Al riguardo giova ricordare che prova presuntiva non significa prova automatica o in re ipsa, ma onere di allegare tutti gli elementi seri, preciso e concordanti volti a dimostrare in concreto la lesione del diritto all'autodeterminazione, con questo riagganciandoci alla prima questione sottoposta, relativa all'onere della prova e al principio di non contestazione. La prova che a una corretta diagnosi di malformazioni fetali avrebbe fatto séguito l'interruzione volontaria della gravidanza, necessaria all'accoglimento della pretesa risarcitoria della madre per nascita indesiderata di un figlio menomato, è raggiungibile in via presuntiva.
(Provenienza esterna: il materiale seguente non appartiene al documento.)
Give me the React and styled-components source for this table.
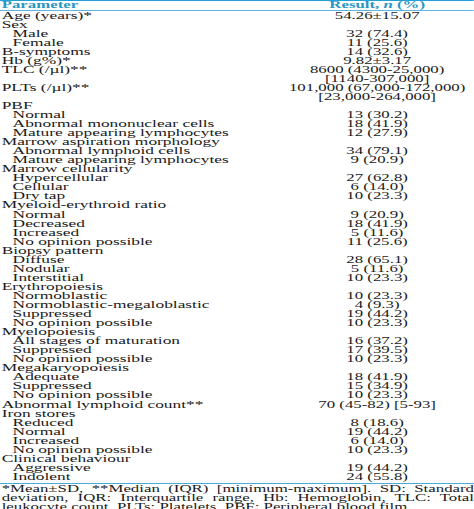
import React from 'react'
import styled, { createGlobalStyle } from 'styled-components'

// the source image is stretched sideways, so the sheet is laid out narrow and widened once
const STRETCH = 1.68

const GlobalStyle = createGlobalStyle`
  html, body {
    margin: 0;
    padding: 0;
    background: #ffffff;
  }
  body {
    overflow: hidden;
  }
`

const Sheet = styled.section`
  width: ${474 / STRETCH}px;
  transform: scaleX(${STRETCH});
  transform-origin: 0 0;
  font-family: "Liberation Serif", "Times New Roman", serif;
  font-size: 10px;
  color: #1a1a1a;
`

const Row = styled.div`
  display: grid;
  grid-template-columns: 167px 115px;
  line-height: 9.05px;
`

const HeadRow = styled(Row)`
  border-top: 1.5px solid #22a0d8;
  border-bottom: 1px solid #5cb6e2;
  line-height: 8.5px;
  font-weight: bold;
  color: #2897c2;
`

const Param = styled.div`
  padding-left: ${p => (p.$sub ? 7.5 : 1)}px;
  font-size: ${p => (p.$head ? 10 : 10.35)}px;
  white-space: nowrap;
`

const Value = styled.div`
  text-align: center;
  white-space: nowrap;
`

const Body = styled.div`
  display: flex;
  flex-direction: column;
  padding-bottom: 2.5px;
`

const Footer = styled.footer`
  border-top: 1.5px solid #46aadb;
  padding-top: 1px;
  padding-left: 1px;
  line-height: 8.6px;
`

const FootLine = styled.div`
  white-space: nowrap;
  text-align: ${p => (p.$justify ? 'justify' : 'left')};
  text-align-last: ${p => (p.$justify ? 'justify' : 'left')};
`

const rows = [
  { label: 'Age (years)*', value: '54.26±15.07' },
  { label: 'Sex' },
  { label: 'Male', value: '32 (74.4)', sub: true },
  { label: 'Female', value: '11 (25.6)', sub: true },
  { label: 'B-symptoms', value: '14 (32.6)' },
  { label: 'Hb (g%)*', value: '9.82±3.17' },
  { label: 'TLC (/µl)**', value: ['8600 (4300-25,000)', '[1140-307,000]'] },
  { label: 'PLTs (/µl)**', value: ['101,000 (67,000-172,000)', '[23,000-264,000]'] },
  { label: 'PBF' },
  { label: 'Normal', value: '13 (30.2)', sub: true },
  { label: 'Abnormal mononuclear cells', value: '18 (41.9)', sub: true },
  { label: 'Mature appearing lymphocytes', value: '12 (27.9)', sub: true },
  { label: 'Marrow aspiration morphology' },
  { label: 'Abnormal lymphoid cells', value: '34 (79.1)', sub: true },
  { label: 'Mature appearing lymphocytes', value: '9 (20.9)', sub: true },
  { label: 'Marrow cellularity' },
  { label: 'Hypercellular', value: '27 (62.8)', sub: true },
  { label: 'Cellular', value: '6 (14.0)', sub: true },
  { label: 'Dry tap', value: '10 (23.3)', sub: true },
  { label: 'Myeloid-erythroid ratio' },
  { label: 'Normal', value: '9 (20.9)', sub: true },
  { label: 'Decreased', value: '18 (41.9)', sub: true },
  { label: 'Increased', value: '5 (11.6)', sub: true },
  { label: 'No opinion possible', value: '11 (25.6)', sub: true },
  { label: 'Biopsy pattern' },
  { label: 'Diffuse', value: '28 (65.1)', sub: true },
  { label: 'Nodular', value: '5 (11.6)', sub: true },
  { label: 'Interstitial', value: '10 (23.3)', sub: true },
  { label: 'Erythropoiesis' },
  { label: 'Normoblastic', value: '10 (23.3)', sub: true },
  { label: 'Normoblastic-megaloblastic', value: '4 (9.3)', sub: true },
  { label: 'Suppressed', value: '19 (44.2)', sub: true },
  { label: 'No opinion possible', value: '10 (23.3)', sub: true },
  { label: 'Myelopoiesis' },
  { label: 'All stages of maturation', value: '16 (37.2)', sub: true },
  { label: 'Suppressed', value: '17 (39.5)', sub: true },
  { label: 'No opinion possible', value: '10 (23.3)', sub: true },
  { label: 'Megakaryopoiesis' },
  { label: 'Adequate', value: '18 (41.9)', sub: true },
  { label: 'Suppressed', value: '15 (34.9)', sub: true },
  { label: 'No opinion possible', value: '10 (23.3)', sub: true },
  { label: 'Abnormal lymphoid count**', value: '70 (45-82) [5-93]' },
  { label: 'Iron stores' },
  { label: 'Reduced', value: '8 (18.6)', sub: true },
  { label: 'Normal', value: '19 (44.2)', sub: true },
  { label: 'Increased', value: '6 (14.0)', sub: true },
  { label: 'No opinion possible', value: '10 (23.3)', sub: true },
  { label: 'Clinical behaviour' },
  { label: 'Aggressive', value: '19 (44.2)', sub: true },
  { label: 'Indolent', value: '24 (55.8)', sub: true },
]

const renderValue = value => {
  if (!value) return null
  if (Array.isArray(value)) return value.map(line => <div key={line}>{line}</div>)
  return value
}

const App = () => (
  <>
    <GlobalStyle />
    <Sheet>
      <HeadRow>
        <Param $head>Parameter</Param>
        <Value>Result, <i>n</i> (%)</Value>
      </HeadRow>
      <Body>
        {rows.map((row, i) => (
          <Row key={i}>
            <Param $sub={row.sub}>{row.label}</Param>
            <Value>{renderValue(row.value)}</Value>
          </Row>
        ))}
      </Body>
      <Footer>
        <FootLine $justify>*Mean±SD, **Median (IQR) [minimum-maximum]. SD: Standard</FootLine>
        <FootLine $justify>deviation, IQR: Interquartile range, Hb: Hemoglobin, TLC: Total</FootLine>
        <FootLine>leukocyte count, PLTs: Platelets, PBF: Peripheral blood film</FootLine>
      </Footer>
    </Sheet>
  </>
)

export default App
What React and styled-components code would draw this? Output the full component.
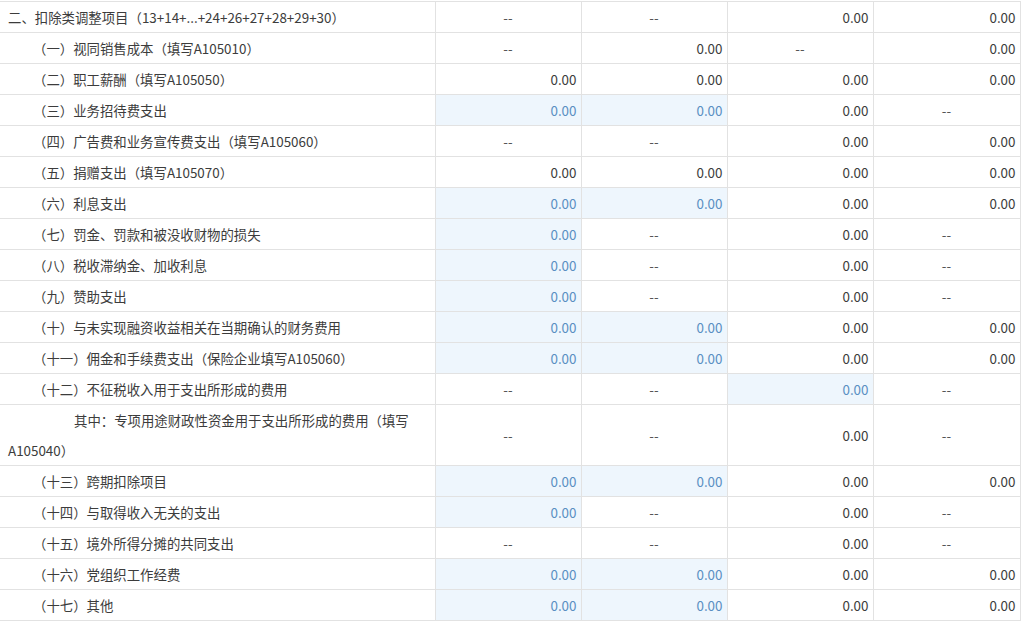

Per giudicare dell'assolvimento del relativo onere deve procedersi, in base ai fatti di causa, a una valutazione quantitativa di probabilità (Cass. civ., sez. III, 25 giugno 2019, n. 16892).
In tema di omessa informazione medica sulla sussistenza delle condizioni che legittimano l'interruzione volontaria della gravidanza ex art. 6 l. n. 194 del 1978, la madre è onerata della prova controfattuale della volontà abortiva, ma può assolvere il relativo onere mediante presunzioni semplici, ad esempio anche attraverso circostanze contingenti, eventualmente anche atipiche - emergenti dai dati istruttori raccolti: quali, ad esempio, il ricorso al consulto medico proprio per conoscere le condizioni di salute del nascituro, le precarie condizioni psico-fisiche della gestante, eventualmente verificabili tramite consulenza tecnica d'ufficio, pregresse manifestazioni di pensiero, in ipotesi, sintomatiche di una propensione all'opzione abortiva in caso di grave malformazione del feto, ecc.. (si veda Cass. civ., Sez. Un., 22 dicembre 2015, n. 25767).